Personne n'a forcé Gollum a se jeter sur Frodo à l'Orodruin -son intention est donc condamnable (bien qu'un jury moderne le déclarerait à coup sûr irresponsable ;-)- mais le maître de la Création, du Destin, le Grand Compositeur... c'était, c'est et ça reste Eru.
pour pousser plus loin que Cedric, je pense que toutes les créatures sont des "instruments" d'Eru. les bonnes comme les mauvaises, les petites comme les grandes.
idée dévalorisante? pas plus que celle d'une humanité créée par un Être Suprême.
reste a savoir en quoi consiste le titre d'"instrument".
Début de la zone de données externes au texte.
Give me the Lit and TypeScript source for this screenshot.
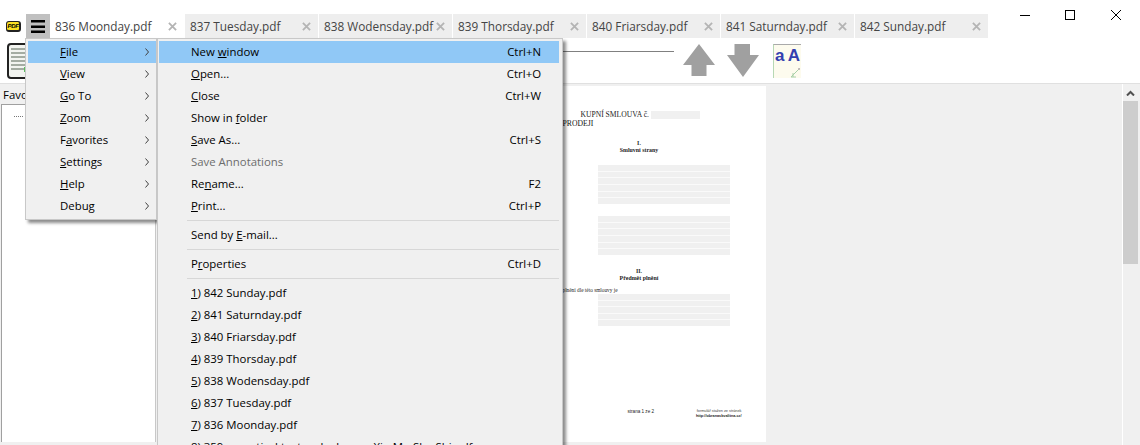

en VO c'est "instrument" aussi, mais le sens anglais est plus orienté musical et moins "outil" que le mot français.
l'égo pourra se consoler de cette métaphore en pensant aux stradivarius ;-)
maintenant, y a-t-il des créatures qui ne sont pas des instruments d'Eru?
je ne vois pas pourquoi.
ou bien Eru considererait une Lobelia comme une "note" négligeable?
ça ne va pas trop dans le sens du Sda qui met bien en évidence que les grandes choses et le petit quotidien sont reliés.
j'introduisais l'idée plus tôt: l'instrumentalisation par Eru de ses créatures est en bonne partie comparable à celle de Tolkien avec ses personnages.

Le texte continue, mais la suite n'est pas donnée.